→ **Aim**
Scan the material below for lines with the word "page" and report how many there are, with nothing added.

start Raw records

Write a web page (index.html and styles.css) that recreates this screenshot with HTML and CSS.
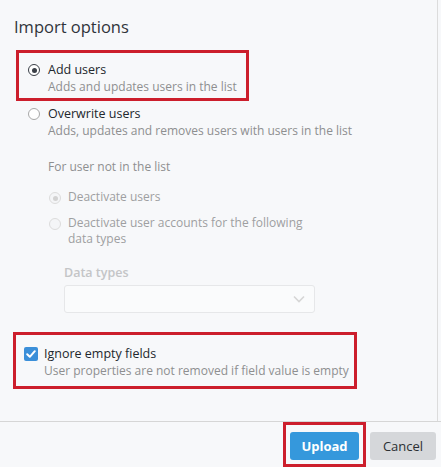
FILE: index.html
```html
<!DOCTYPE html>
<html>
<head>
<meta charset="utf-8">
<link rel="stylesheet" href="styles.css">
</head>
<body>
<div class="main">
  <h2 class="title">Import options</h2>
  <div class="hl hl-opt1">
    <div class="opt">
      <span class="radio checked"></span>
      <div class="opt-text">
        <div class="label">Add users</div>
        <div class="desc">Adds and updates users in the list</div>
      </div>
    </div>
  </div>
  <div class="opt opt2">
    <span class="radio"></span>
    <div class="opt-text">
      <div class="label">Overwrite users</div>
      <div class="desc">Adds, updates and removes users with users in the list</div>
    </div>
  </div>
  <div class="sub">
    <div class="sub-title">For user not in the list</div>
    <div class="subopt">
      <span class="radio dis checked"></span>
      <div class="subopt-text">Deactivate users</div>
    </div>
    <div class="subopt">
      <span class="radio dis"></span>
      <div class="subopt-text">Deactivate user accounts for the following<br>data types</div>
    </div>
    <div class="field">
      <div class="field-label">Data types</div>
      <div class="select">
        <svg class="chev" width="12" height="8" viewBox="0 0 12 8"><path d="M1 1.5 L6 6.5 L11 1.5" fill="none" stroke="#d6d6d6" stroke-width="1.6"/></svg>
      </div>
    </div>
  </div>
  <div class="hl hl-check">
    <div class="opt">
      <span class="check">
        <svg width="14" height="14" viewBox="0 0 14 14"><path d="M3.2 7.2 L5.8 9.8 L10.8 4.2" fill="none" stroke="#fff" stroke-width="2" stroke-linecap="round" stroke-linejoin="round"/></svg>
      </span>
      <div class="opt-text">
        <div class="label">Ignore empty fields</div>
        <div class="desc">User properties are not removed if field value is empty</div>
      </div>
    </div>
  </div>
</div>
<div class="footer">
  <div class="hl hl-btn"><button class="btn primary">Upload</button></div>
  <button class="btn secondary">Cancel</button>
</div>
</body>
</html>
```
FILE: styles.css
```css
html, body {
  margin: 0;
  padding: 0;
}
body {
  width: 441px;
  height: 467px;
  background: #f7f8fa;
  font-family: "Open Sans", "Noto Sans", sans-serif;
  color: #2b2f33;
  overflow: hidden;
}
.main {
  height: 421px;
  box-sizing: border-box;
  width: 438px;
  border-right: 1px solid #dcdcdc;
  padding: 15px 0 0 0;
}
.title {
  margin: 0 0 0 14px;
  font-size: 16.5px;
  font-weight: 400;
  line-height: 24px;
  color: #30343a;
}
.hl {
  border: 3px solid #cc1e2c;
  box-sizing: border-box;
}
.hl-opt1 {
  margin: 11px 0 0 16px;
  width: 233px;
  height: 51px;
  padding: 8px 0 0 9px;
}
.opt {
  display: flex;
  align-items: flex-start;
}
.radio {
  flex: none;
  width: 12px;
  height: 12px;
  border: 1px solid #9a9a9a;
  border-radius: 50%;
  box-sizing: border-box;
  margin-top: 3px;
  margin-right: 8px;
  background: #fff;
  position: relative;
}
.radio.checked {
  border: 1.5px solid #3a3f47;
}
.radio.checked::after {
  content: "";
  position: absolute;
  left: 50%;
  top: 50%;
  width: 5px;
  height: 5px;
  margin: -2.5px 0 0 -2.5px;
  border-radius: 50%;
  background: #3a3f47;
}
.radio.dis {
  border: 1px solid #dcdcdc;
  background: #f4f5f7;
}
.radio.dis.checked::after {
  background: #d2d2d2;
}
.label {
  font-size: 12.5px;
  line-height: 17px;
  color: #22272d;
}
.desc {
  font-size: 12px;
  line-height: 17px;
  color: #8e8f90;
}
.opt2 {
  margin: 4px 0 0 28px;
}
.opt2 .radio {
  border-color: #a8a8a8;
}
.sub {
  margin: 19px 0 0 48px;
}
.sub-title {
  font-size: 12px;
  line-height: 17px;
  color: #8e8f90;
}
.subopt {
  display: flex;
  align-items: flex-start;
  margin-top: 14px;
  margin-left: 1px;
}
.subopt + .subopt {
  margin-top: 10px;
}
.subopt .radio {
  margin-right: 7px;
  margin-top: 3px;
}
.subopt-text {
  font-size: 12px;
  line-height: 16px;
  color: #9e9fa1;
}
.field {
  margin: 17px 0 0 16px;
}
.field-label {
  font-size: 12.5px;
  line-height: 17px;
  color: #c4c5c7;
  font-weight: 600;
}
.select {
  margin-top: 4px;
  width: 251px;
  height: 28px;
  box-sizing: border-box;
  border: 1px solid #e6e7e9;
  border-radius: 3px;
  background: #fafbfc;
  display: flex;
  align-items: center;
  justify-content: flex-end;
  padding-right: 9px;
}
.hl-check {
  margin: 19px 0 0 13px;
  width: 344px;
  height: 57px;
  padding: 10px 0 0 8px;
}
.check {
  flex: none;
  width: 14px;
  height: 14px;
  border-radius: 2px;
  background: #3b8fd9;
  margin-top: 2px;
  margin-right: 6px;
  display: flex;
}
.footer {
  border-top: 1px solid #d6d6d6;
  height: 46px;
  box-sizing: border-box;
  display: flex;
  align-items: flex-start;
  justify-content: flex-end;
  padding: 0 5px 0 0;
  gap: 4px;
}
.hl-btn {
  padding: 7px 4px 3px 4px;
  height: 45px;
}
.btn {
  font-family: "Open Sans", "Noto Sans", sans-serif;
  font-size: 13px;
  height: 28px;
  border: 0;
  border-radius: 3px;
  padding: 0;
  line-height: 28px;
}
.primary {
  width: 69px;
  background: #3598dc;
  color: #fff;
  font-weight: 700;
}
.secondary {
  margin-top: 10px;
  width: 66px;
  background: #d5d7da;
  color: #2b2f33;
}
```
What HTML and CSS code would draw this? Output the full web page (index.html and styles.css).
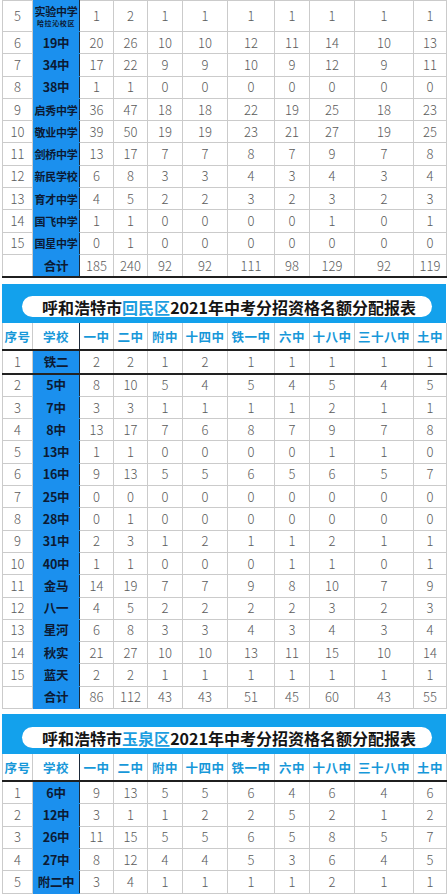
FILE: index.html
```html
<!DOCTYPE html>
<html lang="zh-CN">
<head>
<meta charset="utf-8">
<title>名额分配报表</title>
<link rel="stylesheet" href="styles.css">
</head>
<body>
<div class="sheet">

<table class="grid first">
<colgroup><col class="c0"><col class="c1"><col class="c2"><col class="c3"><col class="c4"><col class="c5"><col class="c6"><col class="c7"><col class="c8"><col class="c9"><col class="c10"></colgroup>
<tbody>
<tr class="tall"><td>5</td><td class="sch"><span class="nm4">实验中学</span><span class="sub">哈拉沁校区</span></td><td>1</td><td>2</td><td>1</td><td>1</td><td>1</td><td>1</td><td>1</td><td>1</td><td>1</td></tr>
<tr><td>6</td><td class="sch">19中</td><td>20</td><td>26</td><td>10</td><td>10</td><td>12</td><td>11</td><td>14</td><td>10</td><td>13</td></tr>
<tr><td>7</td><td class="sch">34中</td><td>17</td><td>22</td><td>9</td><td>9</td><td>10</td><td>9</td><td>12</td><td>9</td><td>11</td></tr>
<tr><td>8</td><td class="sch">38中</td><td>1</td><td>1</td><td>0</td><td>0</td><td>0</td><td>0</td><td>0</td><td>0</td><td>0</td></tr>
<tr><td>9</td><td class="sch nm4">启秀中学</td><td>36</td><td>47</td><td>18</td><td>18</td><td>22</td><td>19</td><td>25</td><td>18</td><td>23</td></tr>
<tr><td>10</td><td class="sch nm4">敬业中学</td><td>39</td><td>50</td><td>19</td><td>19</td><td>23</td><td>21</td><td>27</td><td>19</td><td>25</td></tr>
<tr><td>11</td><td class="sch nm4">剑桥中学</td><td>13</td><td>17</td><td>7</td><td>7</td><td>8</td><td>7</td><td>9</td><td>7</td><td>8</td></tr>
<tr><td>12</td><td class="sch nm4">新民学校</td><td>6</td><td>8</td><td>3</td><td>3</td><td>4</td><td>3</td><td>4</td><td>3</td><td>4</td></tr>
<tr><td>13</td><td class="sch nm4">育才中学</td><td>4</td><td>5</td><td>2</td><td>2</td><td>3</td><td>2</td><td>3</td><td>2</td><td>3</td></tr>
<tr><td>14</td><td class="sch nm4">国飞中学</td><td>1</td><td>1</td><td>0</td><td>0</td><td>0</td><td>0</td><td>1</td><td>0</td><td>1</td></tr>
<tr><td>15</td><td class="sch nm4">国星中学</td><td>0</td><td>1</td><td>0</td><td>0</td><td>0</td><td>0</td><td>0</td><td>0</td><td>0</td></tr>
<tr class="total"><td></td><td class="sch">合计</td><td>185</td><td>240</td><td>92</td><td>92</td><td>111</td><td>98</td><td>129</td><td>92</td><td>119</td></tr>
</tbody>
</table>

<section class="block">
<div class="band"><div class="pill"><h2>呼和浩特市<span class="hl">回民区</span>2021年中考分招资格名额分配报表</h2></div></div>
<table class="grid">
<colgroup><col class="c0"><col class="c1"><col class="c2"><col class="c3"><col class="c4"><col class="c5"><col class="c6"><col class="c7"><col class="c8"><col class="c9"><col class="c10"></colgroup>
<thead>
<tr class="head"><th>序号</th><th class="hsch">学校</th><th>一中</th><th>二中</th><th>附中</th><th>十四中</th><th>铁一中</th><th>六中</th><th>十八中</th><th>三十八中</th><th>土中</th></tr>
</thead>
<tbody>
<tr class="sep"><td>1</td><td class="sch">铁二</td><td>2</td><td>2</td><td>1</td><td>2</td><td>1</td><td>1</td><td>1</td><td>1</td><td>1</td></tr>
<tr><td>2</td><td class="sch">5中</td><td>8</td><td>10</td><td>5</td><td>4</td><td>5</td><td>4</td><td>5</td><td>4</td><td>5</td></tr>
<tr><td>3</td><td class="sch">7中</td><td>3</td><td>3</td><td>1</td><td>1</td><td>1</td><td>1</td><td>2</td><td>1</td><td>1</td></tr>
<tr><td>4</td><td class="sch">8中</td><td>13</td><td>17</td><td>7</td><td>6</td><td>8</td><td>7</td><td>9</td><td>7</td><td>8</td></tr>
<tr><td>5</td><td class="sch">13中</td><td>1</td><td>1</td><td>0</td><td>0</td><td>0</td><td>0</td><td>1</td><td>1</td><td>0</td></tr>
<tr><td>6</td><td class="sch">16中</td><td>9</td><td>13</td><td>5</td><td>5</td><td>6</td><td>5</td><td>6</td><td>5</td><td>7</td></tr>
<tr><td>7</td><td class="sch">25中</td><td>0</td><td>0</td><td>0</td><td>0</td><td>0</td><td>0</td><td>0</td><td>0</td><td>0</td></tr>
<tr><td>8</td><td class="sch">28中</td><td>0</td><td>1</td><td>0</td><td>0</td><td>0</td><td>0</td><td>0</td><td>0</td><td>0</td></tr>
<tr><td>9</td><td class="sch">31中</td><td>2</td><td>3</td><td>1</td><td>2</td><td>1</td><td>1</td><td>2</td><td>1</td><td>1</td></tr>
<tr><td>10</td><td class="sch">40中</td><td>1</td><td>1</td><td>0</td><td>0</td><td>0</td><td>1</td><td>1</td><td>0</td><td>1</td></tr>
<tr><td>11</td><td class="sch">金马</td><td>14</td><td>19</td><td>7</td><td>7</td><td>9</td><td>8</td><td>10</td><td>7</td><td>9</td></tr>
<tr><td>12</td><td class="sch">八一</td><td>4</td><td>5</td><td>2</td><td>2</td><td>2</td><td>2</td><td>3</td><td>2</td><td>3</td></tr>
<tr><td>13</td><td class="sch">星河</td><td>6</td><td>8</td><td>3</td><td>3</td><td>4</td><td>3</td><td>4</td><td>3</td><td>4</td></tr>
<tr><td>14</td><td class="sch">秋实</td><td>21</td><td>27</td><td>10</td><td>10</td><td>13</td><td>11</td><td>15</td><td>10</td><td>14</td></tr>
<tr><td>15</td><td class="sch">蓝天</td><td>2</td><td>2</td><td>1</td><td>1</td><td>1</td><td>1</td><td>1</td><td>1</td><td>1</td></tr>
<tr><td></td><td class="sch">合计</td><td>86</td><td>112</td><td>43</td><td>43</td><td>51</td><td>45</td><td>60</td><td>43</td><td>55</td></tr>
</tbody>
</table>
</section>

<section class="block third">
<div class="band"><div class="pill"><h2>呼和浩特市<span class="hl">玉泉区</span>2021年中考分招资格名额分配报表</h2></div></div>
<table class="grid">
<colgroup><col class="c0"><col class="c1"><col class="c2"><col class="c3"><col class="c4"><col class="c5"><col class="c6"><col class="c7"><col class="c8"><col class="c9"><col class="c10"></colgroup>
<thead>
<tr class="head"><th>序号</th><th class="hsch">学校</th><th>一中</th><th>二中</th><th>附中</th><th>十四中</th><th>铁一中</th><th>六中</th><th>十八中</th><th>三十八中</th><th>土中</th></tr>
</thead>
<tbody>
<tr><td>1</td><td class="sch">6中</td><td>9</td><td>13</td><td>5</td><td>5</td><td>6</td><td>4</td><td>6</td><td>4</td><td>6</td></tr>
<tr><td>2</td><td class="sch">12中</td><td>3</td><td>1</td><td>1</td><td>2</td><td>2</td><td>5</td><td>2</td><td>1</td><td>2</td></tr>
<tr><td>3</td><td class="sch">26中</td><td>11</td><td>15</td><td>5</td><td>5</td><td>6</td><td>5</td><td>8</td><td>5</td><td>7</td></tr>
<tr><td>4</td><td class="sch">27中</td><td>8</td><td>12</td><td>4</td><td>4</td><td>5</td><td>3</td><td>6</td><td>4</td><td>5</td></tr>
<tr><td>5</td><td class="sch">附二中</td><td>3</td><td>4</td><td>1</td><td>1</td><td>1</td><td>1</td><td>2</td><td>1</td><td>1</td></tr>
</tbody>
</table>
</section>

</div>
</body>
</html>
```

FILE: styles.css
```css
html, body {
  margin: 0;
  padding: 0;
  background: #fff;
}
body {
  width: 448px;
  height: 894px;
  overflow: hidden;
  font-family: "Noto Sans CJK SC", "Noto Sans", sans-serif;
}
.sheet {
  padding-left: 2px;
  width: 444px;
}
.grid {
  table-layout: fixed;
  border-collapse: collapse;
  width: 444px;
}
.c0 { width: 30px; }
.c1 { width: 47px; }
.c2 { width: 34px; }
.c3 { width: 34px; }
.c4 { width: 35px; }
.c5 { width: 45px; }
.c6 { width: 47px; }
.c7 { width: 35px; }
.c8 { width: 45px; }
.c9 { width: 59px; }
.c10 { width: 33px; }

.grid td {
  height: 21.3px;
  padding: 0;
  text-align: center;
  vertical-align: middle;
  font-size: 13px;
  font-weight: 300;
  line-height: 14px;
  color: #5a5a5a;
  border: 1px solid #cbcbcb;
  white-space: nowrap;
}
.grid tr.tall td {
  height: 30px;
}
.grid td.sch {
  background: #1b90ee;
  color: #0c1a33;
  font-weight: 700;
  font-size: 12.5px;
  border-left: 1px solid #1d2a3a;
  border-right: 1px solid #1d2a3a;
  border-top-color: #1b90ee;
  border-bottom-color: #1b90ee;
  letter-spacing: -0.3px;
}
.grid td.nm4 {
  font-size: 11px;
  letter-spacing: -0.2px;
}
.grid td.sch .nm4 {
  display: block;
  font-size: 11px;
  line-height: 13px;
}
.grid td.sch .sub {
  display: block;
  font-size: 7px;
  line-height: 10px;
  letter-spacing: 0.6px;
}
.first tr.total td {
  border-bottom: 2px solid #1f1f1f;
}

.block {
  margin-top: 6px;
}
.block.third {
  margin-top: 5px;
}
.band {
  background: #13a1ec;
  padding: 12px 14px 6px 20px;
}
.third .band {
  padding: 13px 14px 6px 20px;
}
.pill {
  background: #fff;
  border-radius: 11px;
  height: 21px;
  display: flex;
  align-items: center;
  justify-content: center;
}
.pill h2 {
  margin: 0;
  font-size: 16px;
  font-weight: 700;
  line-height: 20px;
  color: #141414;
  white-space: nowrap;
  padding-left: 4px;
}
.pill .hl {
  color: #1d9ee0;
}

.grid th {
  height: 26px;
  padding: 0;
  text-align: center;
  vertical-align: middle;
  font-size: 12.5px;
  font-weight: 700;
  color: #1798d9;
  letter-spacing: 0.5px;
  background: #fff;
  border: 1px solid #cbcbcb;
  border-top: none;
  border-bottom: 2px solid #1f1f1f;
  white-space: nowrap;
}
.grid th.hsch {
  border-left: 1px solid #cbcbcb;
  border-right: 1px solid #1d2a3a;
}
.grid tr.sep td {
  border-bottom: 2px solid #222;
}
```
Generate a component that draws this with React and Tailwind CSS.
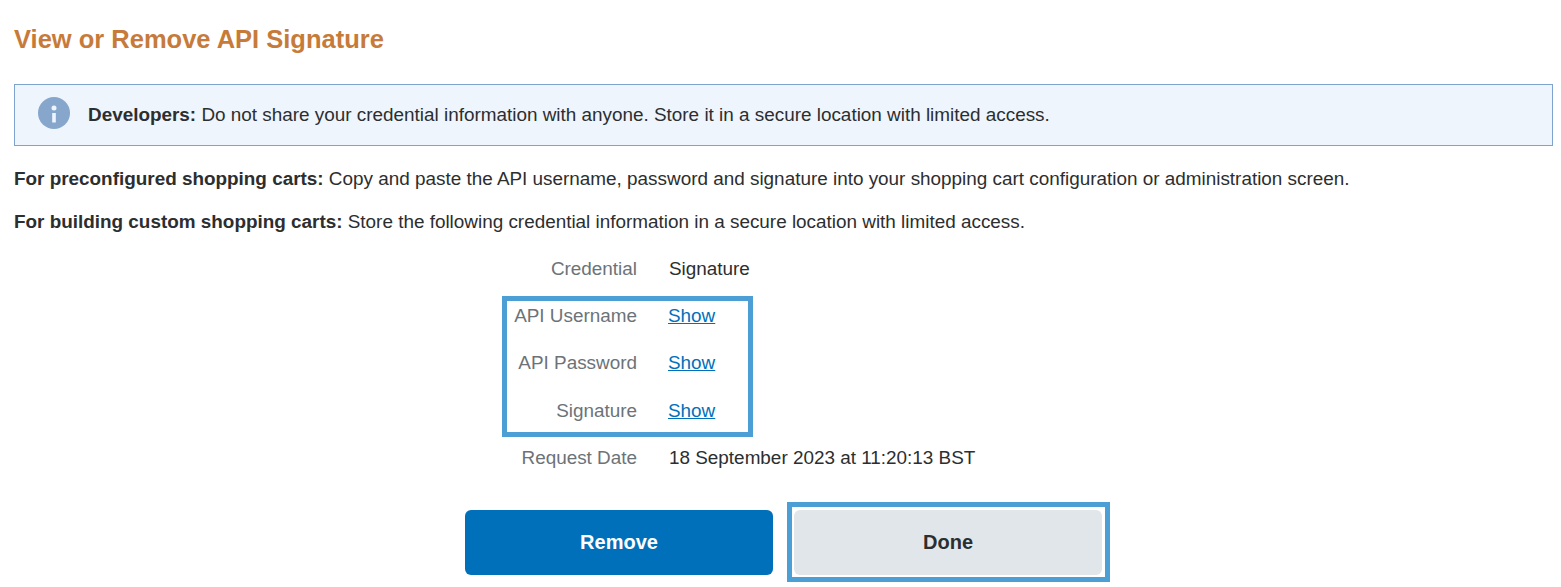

end Raw records

→ **Task solution**
2